┌────────

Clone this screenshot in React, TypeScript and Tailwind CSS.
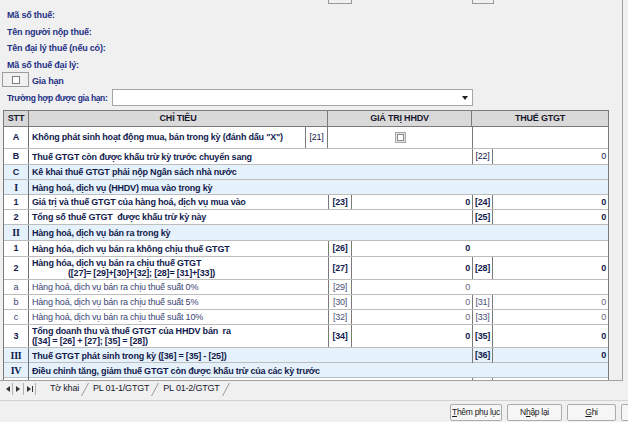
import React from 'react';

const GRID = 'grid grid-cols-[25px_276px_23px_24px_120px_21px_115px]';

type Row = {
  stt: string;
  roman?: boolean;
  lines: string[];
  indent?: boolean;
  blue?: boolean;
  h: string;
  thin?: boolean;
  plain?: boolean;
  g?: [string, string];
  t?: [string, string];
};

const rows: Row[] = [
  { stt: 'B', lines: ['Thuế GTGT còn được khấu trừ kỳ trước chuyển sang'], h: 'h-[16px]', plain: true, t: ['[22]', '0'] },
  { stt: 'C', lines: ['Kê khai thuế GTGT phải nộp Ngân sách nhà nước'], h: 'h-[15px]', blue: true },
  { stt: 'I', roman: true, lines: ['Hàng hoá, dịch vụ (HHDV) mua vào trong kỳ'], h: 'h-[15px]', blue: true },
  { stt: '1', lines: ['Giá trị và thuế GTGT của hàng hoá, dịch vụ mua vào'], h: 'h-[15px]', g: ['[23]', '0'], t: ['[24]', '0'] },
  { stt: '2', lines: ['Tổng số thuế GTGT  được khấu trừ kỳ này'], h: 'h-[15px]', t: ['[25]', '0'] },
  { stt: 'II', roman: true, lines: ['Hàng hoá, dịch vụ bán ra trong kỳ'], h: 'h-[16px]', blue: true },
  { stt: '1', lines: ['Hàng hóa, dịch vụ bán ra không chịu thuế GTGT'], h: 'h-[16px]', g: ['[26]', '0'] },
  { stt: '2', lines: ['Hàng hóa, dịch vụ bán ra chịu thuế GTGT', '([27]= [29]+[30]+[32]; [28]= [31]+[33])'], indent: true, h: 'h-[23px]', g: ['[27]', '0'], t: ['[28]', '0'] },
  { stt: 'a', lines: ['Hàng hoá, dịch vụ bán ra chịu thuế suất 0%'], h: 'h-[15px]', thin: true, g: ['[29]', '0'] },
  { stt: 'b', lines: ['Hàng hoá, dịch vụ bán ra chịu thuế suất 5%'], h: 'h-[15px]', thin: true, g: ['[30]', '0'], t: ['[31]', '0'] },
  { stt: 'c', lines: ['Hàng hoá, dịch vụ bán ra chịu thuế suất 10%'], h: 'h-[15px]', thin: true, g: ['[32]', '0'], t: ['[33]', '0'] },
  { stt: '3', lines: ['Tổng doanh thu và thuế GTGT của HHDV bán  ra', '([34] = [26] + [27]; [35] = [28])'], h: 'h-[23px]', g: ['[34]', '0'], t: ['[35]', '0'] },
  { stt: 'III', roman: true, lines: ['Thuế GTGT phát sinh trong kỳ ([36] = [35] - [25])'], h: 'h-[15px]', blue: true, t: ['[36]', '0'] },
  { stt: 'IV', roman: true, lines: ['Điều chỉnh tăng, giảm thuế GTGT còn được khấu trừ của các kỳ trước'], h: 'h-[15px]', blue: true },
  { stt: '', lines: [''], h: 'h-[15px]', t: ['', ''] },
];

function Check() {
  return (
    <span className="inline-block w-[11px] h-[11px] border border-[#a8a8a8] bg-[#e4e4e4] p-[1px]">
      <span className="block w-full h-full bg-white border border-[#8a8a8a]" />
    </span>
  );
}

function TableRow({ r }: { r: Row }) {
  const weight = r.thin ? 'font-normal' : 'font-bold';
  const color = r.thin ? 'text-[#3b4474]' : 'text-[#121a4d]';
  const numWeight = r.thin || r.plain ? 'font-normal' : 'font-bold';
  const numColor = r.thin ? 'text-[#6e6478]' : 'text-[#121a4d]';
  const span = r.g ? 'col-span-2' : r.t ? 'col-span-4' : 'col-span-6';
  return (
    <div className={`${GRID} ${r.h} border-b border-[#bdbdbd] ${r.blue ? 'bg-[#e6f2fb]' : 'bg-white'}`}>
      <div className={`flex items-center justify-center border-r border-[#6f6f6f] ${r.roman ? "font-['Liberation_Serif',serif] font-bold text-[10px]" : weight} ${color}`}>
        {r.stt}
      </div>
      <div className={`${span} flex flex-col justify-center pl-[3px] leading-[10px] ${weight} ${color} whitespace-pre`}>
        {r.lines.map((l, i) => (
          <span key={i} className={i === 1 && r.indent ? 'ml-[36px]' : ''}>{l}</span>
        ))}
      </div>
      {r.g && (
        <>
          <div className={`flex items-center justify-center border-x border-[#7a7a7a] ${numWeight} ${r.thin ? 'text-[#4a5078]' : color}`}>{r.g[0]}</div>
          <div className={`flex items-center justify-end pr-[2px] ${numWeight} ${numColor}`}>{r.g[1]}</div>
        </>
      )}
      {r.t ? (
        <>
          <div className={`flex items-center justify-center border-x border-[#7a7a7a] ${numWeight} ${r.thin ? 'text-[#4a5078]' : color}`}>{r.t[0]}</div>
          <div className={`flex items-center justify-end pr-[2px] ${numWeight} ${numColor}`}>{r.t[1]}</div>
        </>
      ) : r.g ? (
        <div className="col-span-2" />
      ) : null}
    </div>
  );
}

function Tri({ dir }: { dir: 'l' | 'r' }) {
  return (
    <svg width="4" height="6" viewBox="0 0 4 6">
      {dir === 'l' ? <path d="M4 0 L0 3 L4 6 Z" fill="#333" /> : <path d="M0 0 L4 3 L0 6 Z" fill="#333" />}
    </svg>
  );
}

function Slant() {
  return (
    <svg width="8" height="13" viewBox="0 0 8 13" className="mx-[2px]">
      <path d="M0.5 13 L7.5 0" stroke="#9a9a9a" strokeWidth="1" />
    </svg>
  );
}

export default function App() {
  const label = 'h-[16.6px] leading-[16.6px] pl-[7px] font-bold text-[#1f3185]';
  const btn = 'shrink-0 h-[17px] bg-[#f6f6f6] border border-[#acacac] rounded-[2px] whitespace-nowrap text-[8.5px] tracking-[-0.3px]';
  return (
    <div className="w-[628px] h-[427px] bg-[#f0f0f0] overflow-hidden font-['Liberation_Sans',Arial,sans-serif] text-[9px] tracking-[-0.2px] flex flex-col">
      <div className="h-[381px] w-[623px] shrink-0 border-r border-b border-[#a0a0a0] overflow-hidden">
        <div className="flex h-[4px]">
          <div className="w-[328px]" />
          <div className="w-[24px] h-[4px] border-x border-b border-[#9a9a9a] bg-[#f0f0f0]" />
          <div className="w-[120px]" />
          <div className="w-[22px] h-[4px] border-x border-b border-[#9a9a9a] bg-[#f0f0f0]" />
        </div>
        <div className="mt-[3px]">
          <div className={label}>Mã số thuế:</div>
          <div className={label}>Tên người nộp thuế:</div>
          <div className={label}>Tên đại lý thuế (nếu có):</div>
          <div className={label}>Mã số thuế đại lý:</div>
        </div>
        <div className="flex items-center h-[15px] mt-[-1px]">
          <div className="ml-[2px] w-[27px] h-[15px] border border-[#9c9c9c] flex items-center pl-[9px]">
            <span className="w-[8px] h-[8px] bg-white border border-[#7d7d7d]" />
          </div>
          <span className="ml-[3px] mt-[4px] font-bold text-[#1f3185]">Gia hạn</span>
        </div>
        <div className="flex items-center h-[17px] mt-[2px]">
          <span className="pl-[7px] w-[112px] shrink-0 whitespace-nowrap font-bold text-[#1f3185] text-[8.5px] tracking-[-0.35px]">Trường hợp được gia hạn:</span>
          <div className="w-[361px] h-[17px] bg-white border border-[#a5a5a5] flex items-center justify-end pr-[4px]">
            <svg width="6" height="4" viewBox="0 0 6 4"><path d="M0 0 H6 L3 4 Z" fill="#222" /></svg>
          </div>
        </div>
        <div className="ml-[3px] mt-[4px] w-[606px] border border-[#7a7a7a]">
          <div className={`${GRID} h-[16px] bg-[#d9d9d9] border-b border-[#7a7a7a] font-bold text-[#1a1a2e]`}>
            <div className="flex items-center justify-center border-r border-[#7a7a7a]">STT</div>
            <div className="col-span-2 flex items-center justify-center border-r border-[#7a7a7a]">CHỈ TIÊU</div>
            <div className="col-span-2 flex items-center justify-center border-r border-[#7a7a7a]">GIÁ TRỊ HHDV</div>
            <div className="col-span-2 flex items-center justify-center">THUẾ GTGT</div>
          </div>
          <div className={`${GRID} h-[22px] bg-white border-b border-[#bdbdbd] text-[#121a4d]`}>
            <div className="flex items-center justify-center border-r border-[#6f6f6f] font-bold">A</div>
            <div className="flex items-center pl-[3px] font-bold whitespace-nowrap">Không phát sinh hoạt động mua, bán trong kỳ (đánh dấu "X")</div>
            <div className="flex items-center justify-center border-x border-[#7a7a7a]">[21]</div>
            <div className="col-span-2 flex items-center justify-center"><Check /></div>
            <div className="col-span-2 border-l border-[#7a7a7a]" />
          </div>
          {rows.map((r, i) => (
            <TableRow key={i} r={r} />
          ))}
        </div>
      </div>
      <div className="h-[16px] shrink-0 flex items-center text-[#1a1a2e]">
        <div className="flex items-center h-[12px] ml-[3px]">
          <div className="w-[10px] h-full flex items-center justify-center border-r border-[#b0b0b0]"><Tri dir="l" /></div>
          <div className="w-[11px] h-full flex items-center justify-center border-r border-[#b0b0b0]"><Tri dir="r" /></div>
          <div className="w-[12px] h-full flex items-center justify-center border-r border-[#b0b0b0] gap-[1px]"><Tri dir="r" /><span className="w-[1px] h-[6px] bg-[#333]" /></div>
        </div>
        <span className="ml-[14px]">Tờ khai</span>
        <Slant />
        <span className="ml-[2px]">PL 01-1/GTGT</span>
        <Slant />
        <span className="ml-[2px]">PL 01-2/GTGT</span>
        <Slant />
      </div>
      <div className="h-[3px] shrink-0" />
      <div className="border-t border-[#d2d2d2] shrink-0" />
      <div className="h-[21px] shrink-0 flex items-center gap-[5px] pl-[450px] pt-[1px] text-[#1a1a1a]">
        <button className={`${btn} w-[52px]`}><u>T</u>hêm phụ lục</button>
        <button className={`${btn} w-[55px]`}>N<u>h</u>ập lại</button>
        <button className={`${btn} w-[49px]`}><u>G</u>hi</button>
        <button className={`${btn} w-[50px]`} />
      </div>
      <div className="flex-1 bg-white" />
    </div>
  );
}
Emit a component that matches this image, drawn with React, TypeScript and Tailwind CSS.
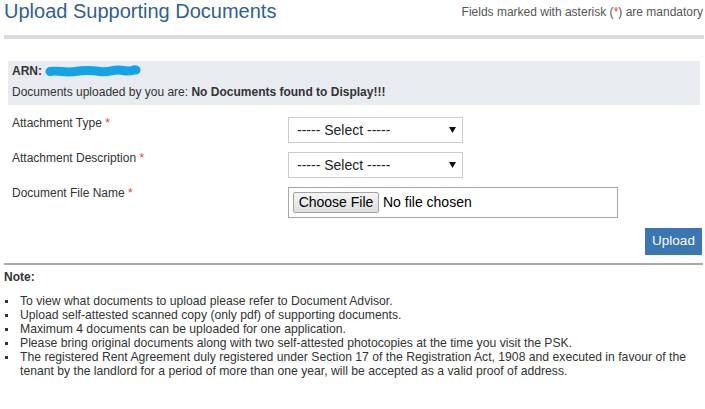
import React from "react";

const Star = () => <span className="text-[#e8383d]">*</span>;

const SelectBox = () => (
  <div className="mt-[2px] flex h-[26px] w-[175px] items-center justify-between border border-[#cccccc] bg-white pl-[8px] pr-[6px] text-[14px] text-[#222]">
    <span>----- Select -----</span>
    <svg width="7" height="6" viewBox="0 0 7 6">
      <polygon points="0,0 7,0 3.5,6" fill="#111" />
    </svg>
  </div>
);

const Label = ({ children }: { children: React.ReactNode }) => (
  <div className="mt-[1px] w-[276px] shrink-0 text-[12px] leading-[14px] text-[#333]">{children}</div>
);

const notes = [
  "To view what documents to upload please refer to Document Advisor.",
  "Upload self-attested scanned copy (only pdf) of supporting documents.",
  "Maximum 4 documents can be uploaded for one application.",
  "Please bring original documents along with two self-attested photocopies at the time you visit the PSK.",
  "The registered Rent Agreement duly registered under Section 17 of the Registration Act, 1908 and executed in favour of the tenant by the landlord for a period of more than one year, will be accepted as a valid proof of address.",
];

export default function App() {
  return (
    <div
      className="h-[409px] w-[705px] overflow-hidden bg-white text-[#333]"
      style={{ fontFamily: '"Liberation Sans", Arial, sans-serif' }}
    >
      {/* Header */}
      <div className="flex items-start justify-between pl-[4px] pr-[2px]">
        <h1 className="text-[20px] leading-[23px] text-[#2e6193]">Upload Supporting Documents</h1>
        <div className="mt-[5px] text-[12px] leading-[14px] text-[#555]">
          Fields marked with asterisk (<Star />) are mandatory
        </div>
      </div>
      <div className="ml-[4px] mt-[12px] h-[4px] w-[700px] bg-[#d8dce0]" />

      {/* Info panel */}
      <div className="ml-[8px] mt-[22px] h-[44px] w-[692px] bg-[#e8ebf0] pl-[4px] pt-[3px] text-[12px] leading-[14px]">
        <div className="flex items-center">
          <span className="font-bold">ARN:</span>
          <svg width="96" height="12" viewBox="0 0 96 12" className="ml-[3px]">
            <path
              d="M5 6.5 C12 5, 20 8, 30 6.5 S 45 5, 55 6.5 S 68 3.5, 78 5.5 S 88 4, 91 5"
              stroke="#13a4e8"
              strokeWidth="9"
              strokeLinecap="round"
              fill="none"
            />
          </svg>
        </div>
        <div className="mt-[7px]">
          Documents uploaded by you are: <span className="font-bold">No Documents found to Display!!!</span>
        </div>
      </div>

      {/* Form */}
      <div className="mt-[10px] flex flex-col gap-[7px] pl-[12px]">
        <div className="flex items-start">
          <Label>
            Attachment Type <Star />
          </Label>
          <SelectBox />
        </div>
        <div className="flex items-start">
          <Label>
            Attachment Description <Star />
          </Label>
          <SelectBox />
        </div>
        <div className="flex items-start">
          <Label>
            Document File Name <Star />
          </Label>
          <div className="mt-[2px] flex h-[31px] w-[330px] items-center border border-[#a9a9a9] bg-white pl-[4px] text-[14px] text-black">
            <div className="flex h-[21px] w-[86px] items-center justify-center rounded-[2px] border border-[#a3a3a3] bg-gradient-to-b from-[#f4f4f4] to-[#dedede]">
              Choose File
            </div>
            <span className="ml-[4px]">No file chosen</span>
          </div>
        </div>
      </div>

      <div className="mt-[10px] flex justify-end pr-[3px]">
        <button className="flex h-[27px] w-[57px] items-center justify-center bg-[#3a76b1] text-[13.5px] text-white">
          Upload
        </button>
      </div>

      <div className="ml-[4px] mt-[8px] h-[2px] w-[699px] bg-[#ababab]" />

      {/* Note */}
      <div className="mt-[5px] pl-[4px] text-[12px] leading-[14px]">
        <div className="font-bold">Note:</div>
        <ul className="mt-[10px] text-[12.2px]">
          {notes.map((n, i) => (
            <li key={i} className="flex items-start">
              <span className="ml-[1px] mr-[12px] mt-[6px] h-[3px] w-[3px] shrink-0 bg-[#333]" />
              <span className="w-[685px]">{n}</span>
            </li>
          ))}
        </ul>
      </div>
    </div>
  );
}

└────────

• EXERCISE OBJECTIVE
Choose all lines containing the string "TypeScript" and copy them out.

• ANSWER BELOW
Clone this screenshot in React, TypeScript and Tailwind CSS.
Emit a component that matches this image, drawn with React, TypeScript and Tailwind CSS.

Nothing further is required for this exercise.